One horse who is a bit of a throwback this year is Florida Derby runner-up Itsmyluckyday. The Lawyer Ron colt started seven times as a juvenile, debuting on June 1. The Florida Derby was his third start this year. Pincay said that kind of experience helps young horses progress but riders have to make sure not to ask too much.
"When I rode a young horse, I would try to teach him to come from behind, get some dirt in his face, not to try to abuse him when he won easily," Pincay said. "You'd always want so save some more. A good horse, you take care of him."
Cauthen recalls Affirmed making steady progress as a young horse.
"On his progression, you could tell that he was well within himself," Cauthen said. "Everybody was making a big deal about us not winning our races by more than a length or two, other than the Santa Anita Derby when he won by eight. When I was riding him, he was winning by two or three lengths. But he was doing what he needed to do. He was going into the Derby in top form. The only thing I didn't know was that it appeared on the other coast that Alydar might have improved."
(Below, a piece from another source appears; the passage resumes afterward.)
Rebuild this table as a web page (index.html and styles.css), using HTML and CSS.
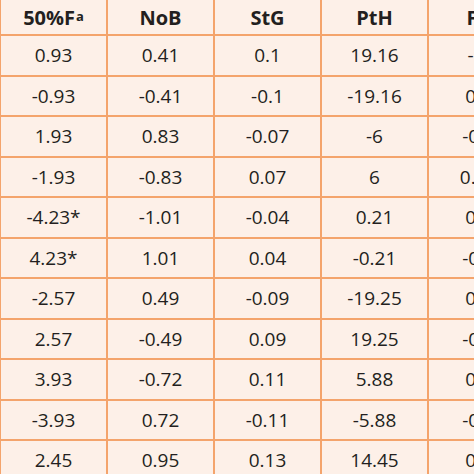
FILE: index.html
```html
<!DOCTYPE html>
<html>
<head>
<meta charset="utf-8">
<link rel="stylesheet" href="styles.css">
</head>
<body>
<div class="table">
  <div class="cell head">50%F<sup>a</sup></div>
  <div class="cell head">NoB</div>
  <div class="cell head">StG</div>
  <div class="cell head">PtH</div>
  <div class="cell head">FtH</div>

  <div class="cell">0.93</div><div class="cell">0.41</div><div class="cell">0.1</div><div class="cell">19.16</div><div class="cell">-1.2</div>
  <div class="cell">-0.93</div><div class="cell">-0.41</div><div class="cell">-0.1</div><div class="cell">-19.16</div><div class="cell">0.41</div>
  <div class="cell">1.93</div><div class="cell">0.83</div><div class="cell">-0.07</div><div class="cell">-6</div><div class="cell">-0.83</div>
  <div class="cell">-1.93</div><div class="cell">-0.83</div><div class="cell">0.07</div><div class="cell">6</div><div class="cell">0.837</div>
  <div class="cell">-4.23*</div><div class="cell">-1.01</div><div class="cell">-0.04</div><div class="cell">0.21</div><div class="cell">0.01</div>
  <div class="cell">4.23*</div><div class="cell">1.01</div><div class="cell">0.04</div><div class="cell">-0.21</div><div class="cell">-0.01</div>
  <div class="cell">-2.57</div><div class="cell">0.49</div><div class="cell">-0.09</div><div class="cell">-19.25</div><div class="cell">0.49</div>
  <div class="cell">2.57</div><div class="cell">-0.49</div><div class="cell">0.09</div><div class="cell">19.25</div><div class="cell">-0.49</div>
  <div class="cell">3.93</div><div class="cell">-0.72</div><div class="cell">0.11</div><div class="cell">5.88</div><div class="cell">0.72</div>
  <div class="cell">-3.93</div><div class="cell">0.72</div><div class="cell">-0.11</div><div class="cell">-5.88</div><div class="cell">-0.72</div>
  <div class="cell">2.45</div><div class="cell">0.95</div><div class="cell">0.13</div><div class="cell">14.45</div><div class="cell">0.95</div>
</div>
</body>
</html>
```
FILE: styles.css
```css
html, body {
  margin: 0;
  padding: 0;
  width: 474px;
  height: 474px;
  overflow: hidden;
  background: #fdf0e8;
}
.table {
  display: grid;
  grid-template-columns: repeat(4, 105px) 110px;
  grid-template-rows: 34px repeat(11, 38.5px);
  gap: 2px;
  padding-left: 2px;
  margin-left: -1px;
  width: max-content;
  background: #f4a46c;
  font-family: "Open Sans", "Noto Sans", sans-serif;
  color: #231f20;
}
.cell {
  background: #fdf0e8;
  display: flex;
  align-items: center;
  justify-content: center;
  font-size: 19px;
  white-space: nowrap;
}
.head {
  font-weight: 700;
  font-size: 20px;
  padding-top: 1px;
}
.head sup {
  font-size: 13px;
  position: relative;
  top: -1px;
  vertical-align: top;
  line-height: 1;
  margin-left: 1px;
}
```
Pincay picked up the Santa Anita Derby mount because Cauthen had to serve a suspension for a riding infraction. While Cauthen rode Affirmed regularly as a juvenile, Pincay and Angel Cordero Jr. also rode the champion. Pincay said working Affirmed at Hollywood Park before their seven-length victory in the Hollywood Juvenile Championship Stakes (gr. II) sold him on the colt's greatness.
"I remember working him five furlongs and I thought he went in 1:01 and I was so surprised when they told me he went in :58 and change," Pincay said.
When trainer Laz Barrera had to replace Cauthen for the Santa Anita Derby, he could not decide between Pincay or Cordero and allowed a coin flip to decide. That toss went Pincay's way.
"I had to sit on the sidelines and I had to watch in pain," Cauthen said. But Cauthen would be back aboard in the Hollywood Derby when Affirmed defeated Think Snow by two lengths.
While Cauthen, who will be offering handicapping tips this season for Derby Experiences, recognizes the changes in training styles, he does not blame them for the 35-year run without a Triple Crown winner. He thought I'll Have Another had a great chance until the injury. He also said horses like Alysheba and more recently Big Brown seemed like horses who could've pulled it off.
Cauthen, who joined the racing Hall of Fame in 1994, said the biggest disappointment during the Triple Crown drought may be Point Given , who caught Cauthen's eye when he won the 2001 San Felipe and Santa Anita Derby by a combined 7 3/4 lengths.
"I thought he had a great chance of winning the Triple Crown," Cauthen said. "I went to the Kentucky Derby that year because I thought he had a chance to win the Triple Crown. But he ran fifth in the Derby. Then he easily beat those horses in the Preakness and the Belmont. For whatever reason, he just didn't show up at the Derby."
If anything, Cauthen believes more stamina in pedigrees may have provided horses from 35 to 40 years ago a better chance of winning the Triple Crown but he acknowledges that perhaps there is no reason. Perhaps the 1970s just saw a run of great horses.
"The 70s was a decade of just great horses and they were tough," Cauthen said. "Maybe back then there was still more stamina in the pedigrees. But the fact is they were just a special bunch of horse. ... It takes a special horse and you need everything to go right. You need good luck, good training."